I also learned much from the thoughtful questions I received from various audiences who heard presentations from my work in progress. I am especially grateful to the Cognitive Futures in the Humanities community, whose meetings in Durham, Oxford, and Stony Brook provided forums for trying out my ideas and opportunities for discovering exciting research I might not otherwise have encountered. I also benefited from questions and conversations after talks I gave at the International Association of Literary Semantics meeting in Krakow, the English Language and Literature Association of Korea conference in Seoul, the meeting of the Crisis and Beyond research group in Uppsala, and the “Future of Literary Studies” conference at the Norwegian Academy of Science and Letters in Oslo. I am grateful as well for the chance to present my work to the Literature and the Mind group at the University of California, Santa Barbara, and at the Robert J. and Nancy D. Carney Institute for Brain Science at Brown.
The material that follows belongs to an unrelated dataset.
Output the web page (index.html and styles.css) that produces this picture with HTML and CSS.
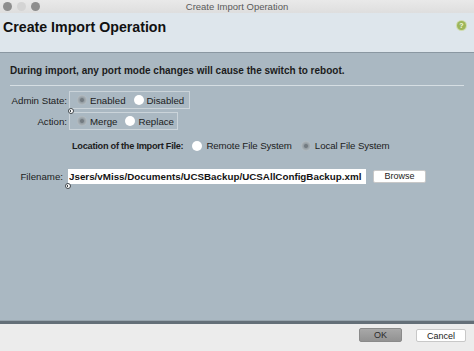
FILE: index.html
```html
<!DOCTYPE html>
<html lang="en">
<head>
    <meta charset="UTF-8">
    <title>Create Import Operation</title>
    <link rel="stylesheet" href="styles.css">
</head>
<body>
    <div class="window">
        <div class="titlebar">
            <span class="light dark"></span>
            <span class="light"></span>
            <span class="light dark"></span>
            <span class="title">Create Import Operation</span>
        </div>
        <div class="header">
            <h1>Create Import Operation</h1>
            <span class="help">?</span>
        </div>
        <div class="content">
            <p class="warning">During import, any port mode changes will cause the switch to reboot.</p>
            <div class="divider"></div>
            <div class="row">
                <label class="label">Admin State:</label>
                <div class="group">
                    <span class="opt"><span class="radio on"></span>Enabled</span>
                    <span class="opt"><span class="radio"></span>Disabled</span>
                </div>
            </div>
            <div class="row second">
                <label class="label">Action:</label>
                <div class="group">
                    <span class="info i1"></span>
                    <span class="opt"><span class="radio on"></span>Merge</span>
                    <span class="opt"><span class="radio"></span>Replace</span>
                </div>
            </div>
            <div class="row location">
                <span class="loc-label">Location of the Import File:</span>
                <span class="opt"><span class="radio"></span>Remote File System</span>
                <span class="opt"><span class="radio on"></span>Local File System</span>
            </div>
            <div class="row file">
                <label class="label fname">Filename:</label>
                <div class="field">
                    <input class="path" type="text" value="Jsers/vMiss/Documents/UCSBackup/UCSAllConfigBackup.xml">
                    <span class="info i2"></span>
                </div>
                <button class="btn browse">Browse</button>
            </div>
        </div>
        <div class="footer">
            <button class="btn ok">OK</button>
            <button class="btn cancel">Cancel</button>
        </div>
    </div>
</body>
</html>
```

FILE: styles.css
```css
* { margin: 0; padding: 0; box-sizing: border-box; }
body {
    font-family: "Liberation Sans", Arial, sans-serif;
    font-size: 9.7px;
    color: #1c1c1c;
    background: #ececec;
}
.window {
    width: 474px;
    height: 351px;
    display: flex;
    flex-direction: column;
    overflow: hidden;
}
.titlebar {
    height: 13px;
    background: linear-gradient(#e9e9e9, #dedede);
    display: flex;
    align-items: center;
    padding-left: 3px;
    gap: 5px;
    position: relative;
}
.light {
    width: 9px; height: 9px;
    border-radius: 50%;
    background: #d4d4d4;
}
.light.dark { background: #8e8e8e; }
.title {
    position: absolute;
    left: 0; right: 0; top: 0;
    text-align: center;
    font-size: 9.5px;
    line-height: 13px;
    color: #5a5a5a;
}
.header {
    height: 40px;
    background: #dee6ec;
    border-bottom: 1px solid #8a97a1;
    display: flex;
    align-items: flex-start;
    justify-content: space-between;
    padding: 6px 8px 0 3px;
}
h1 {
    font-size: 14.2px;
    font-weight: bold;
    color: #111;
    line-height: 17px;
}
.help {
    width: 9px; height: 9px;
    margin-top: 2px;
    border-radius: 50%;
    background: #9db65a;
    box-shadow: 0 0 0 1px #cfdcae;
    color: #f4f8e8;
    font-size: 7px;
    font-weight: bold;
    line-height: 9px;
    text-align: center;
}
.content {
    flex: 1;
    background: #aab8c2;
    padding: 12px 10px 0 10px;
}
.warning {
    font-weight: bold;
    font-size: 10px;
    line-height: 12px;
    white-space: nowrap;
}
.divider {
    height: 1px;
    background: #d6dee3;
    margin: 8px 0 5px 0;
}
.row {
    display: flex;
    align-items: center;
}
.second { margin-top: 3px; }
.label {
    width: 57px;
    margin-right: 2px;
    text-align: right;
    white-space: nowrap;
}
.group {
    display: flex;
    align-items: center;
    gap: 8px;
    height: 18px;
    padding: 0 5px 0 7px;
    border: 1px solid #cbd4da;
    position: relative;
}
.second .group { padding-right: 3px; }
.opt {
    display: flex;
    align-items: center;
    gap: 3px;
    white-space: nowrap;
}
.radio {
    width: 10px; height: 10px;
    border-radius: 50%;
    background: #fff;
    display: inline-block;
}
.radio.on {
    background: radial-gradient(circle, #737b81 0 1.5px, #959ea4 2.5px, #b4bcc1 5px);
}
.info {
    position: absolute;
    width: 6px; height: 6px;
    border-radius: 50%;
    background: #fff;
    border: 1px solid #40464b;
}
.info::after {
    content: "";
    position: absolute;
    left: 1px; top: 1px;
    width: 1px; height: 2px;
    background: #40464b;
}
.i1 { left: -2px; top: -5px; }
.i2 { left: -3px; bottom: -5px; }
.location {
    margin-top: 10px;
    padding-left: 62px;
    gap: 9px;
}
.loc-label {
    font-weight: bold;
    font-size: 9.2px;
    letter-spacing: -0.25px;
    white-space: nowrap;
}
.location .opt {
    gap: 4px;
    letter-spacing: -0.1px;
}
.file { margin-top: 18px; }
.fname {
    width: 53px;
    margin-right: 5px;
}
.field { position: relative; }
.path {
    display: block;
    width: 298px;
    height: 15px;
    border: none;
    outline: none;
    background: #fff;
    font-family: "Liberation Sans", Arial, sans-serif;
    font-weight: bold;
    font-size: 9.8px;
    padding: 0 2px 0 1px;
    color: #141414;
}
.btn {
    font-family: "Liberation Sans", Arial, sans-serif;
    font-size: 9px;
    background: #fff;
    border: 1px solid #c8c8c8;
    border-radius: 2px;
    color: #222;
}
.browse {
    margin-left: 7px;
    width: 53px;
    height: 13px;
    line-height: 11px;
}
.footer {
    height: 30px;
    border-top: 3px solid #646f78;
    box-shadow: 0 -1px 0 #97a4ad;
    background: #ececec;
    display: flex;
    justify-content: flex-end;
    align-items: flex-start;
    padding: 4px 8px 0 0;
    gap: 14px;
}
.ok {
    width: 43px;
    height: 14px;
    background: linear-gradient(#a8a8a8, #929292);
    border-color: #8a8a8a;
    color: #2a2a2a;
}
.cancel {
    width: 50px;
    height: 13px;
    margin-top: 1px;
}
```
It is harder to express what I owe to my children, Tim, Maggie, and Jack, to whom I have dedicated this book. I have been surprised to discover over the years that being a parent is a more important part of who I am than I ever thought it would be. I owe most, however, to Beverly, for many things besides what she contributed to this project. The play of her mind has taught me what a joy conversation can be.